経営者である以上、会社の倒産は絶対に阻止せねばなりません、言うなれば、会社の存続は経営者に与えられた至上命令であり、それを達成するために社員教育を徹底し、投資と回収の繰り返しに徹しているということがいえます。
しかし、思うように事業が伸び悩み、利益の停滞・低迷が続き、キャッシュフローが乱れるといったような事態に陥った際、経営者の中には事業の限界を感じたり、社員の努力不足を問題視するといった短絡的な要因の断定だけで片付けようとする人がいます。
確かに、市場の変化に伴った事業の限界や社員の努力不足も一因であることは考えられます。
事業や社員教育の見直しを徹底することにより、短期で経営のピンチから脱出できるケースはもちろんあるでしょう。
しかし、それでも改善がみられない場合、それはそもそも「企業の質」が大きく低下していることが要因になっているのかもしれません。
企業の質とは、売上や利益、社員数といった“規模”を表すものとは異なり、企業としてのブランド力や信頼度といった“本質”の部分だといえます。
したがって、企業の質が低下すれば、どれだけ需要が高く魅力的な事業を展開しようとも、社外からの評価は落ち、結果として売上や利益の低下を招くことにもつながるわけです。
裏を返せば、たとえ規模が小さくても高い利益を上げている企業は、企業の質が高いという場合も多くみられます。
では、企業の質を向上させるためには、どうすれば良いのでしょうか。それには、現状と将来に視点を置いた「持続的成長」を意識した経営が不可欠になります。
ここからは、持続的成長を続けるために必要だと考えられる施策について解説していきたいと思います。
時代を先取りした事業の展開
まずは、将来的な経営の持続を果たすため、時代を先取りした事業の展開を前ざすことです。
常に目まぐるしく変化を続ける市場や顧客のニーズに応え続けるには、その変化をどれだけ迅速にキャッチできるかにかかっているのは確かです。
また、ニーズをいち早くキャッチして時代を先取った事業の展開を実現させるには、企業が組織としての変革力を強化した上で、自社の強みを活かし、いかに競合他社との差別化を図れるかが重要な鍵となります。
月次決算の導入と決算データの効果的な活用
法的義務のある年次決算は実施しているものの、法的義務のない月次決算は実施していないという企業が少なからず存在します。
社員数の少ない企業にとっては、毎月の業務負担が増加することもあって気軽に実施できるものではないかと思いますが、月次決算を導入できれば、持続的な成長に役立つ情報を短いスパンで得続けることが可能になります。
たとえば、予算修正を検討する場合、年次決算に基づいて実施するのであれば、1年に一度算出されるデータを待つ必要がありますが、月次決算を実施することができれば、一ヶ月ごとの細かな予算修正が可能になります。

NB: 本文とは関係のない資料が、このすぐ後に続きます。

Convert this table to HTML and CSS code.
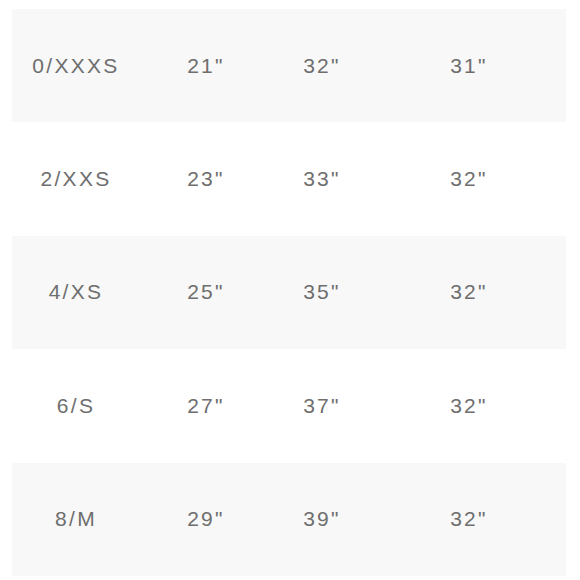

また、営業利益率や売上増加率といった経営指標を随時確認できることで、経営状況をこまめに確認しながらの戦略立案を行うことができます。
財務会計管理は経営の方向を決定づけるための重要な情報です。
つまり、ひと月ごとにそれらを得られる月次決算の導入は、持続的な成長を目指す上では必要不可欠な施策ともいえるというわけです。
結果だけでなくプロセスを含めた人事評価
どのような事業であっても、顧客との契約に結びつかなければ売上を上げることはできません。
したがって、おそらく多くの企業は社員に対する評価を「結果がすべて」だと定めていることでしょう。
しかし、結果に至るまでには必ずプロセスが存在します。
また、結果に至らなくてもプロセスは存在するものです。
それにも関わらず、結果のみが評価対象となり、プロセスに対する評価はないがしろにされれば、それは業務に対する総合的な評価に欠けているということになるわけです。
わかりやすい例を挙げれば、営業担当者にとっての結果は顧客との契約。
一方のプロセスは、資料の作成や商談などになりますが、結果のみに対して評価されるのであれば、どれだけ優秀な資料を作成しようとも、契約を得られないとプロセスに対する評価はされないということになってしまいます。
このような評価の仕方では、社員のモチベーションは停滞や低下に陥り、結果として企業としての成長を妨げる要因を招きかねません。
経営の原動力ともいえる社員のモチベーションの向上は、自社の企業力を高めるのはもちろん、社外からの評価にもつながります。
そのためにも、結果だけに取られることなく、プロセスも含めた総合的な人事評価を心がけてみてください。
まとめ
今回は、企業にとっての「持続的成長」の必要性と、そのための施策をいくつかご紹介しました。
企業の大きな目標は「利益の向上」にありますが、そのためには短期的な投資と回収だけに意識を向けるだけなく、企業の質の向上を図るための持続的な成長を意識した経営が不可欠になります。
今回ご紹介した施策はどれも難しく複雑なものではありませんので、まずは自社の現状を把握した上で必要性に応じた施策を実行してみてはいかがでしょうか。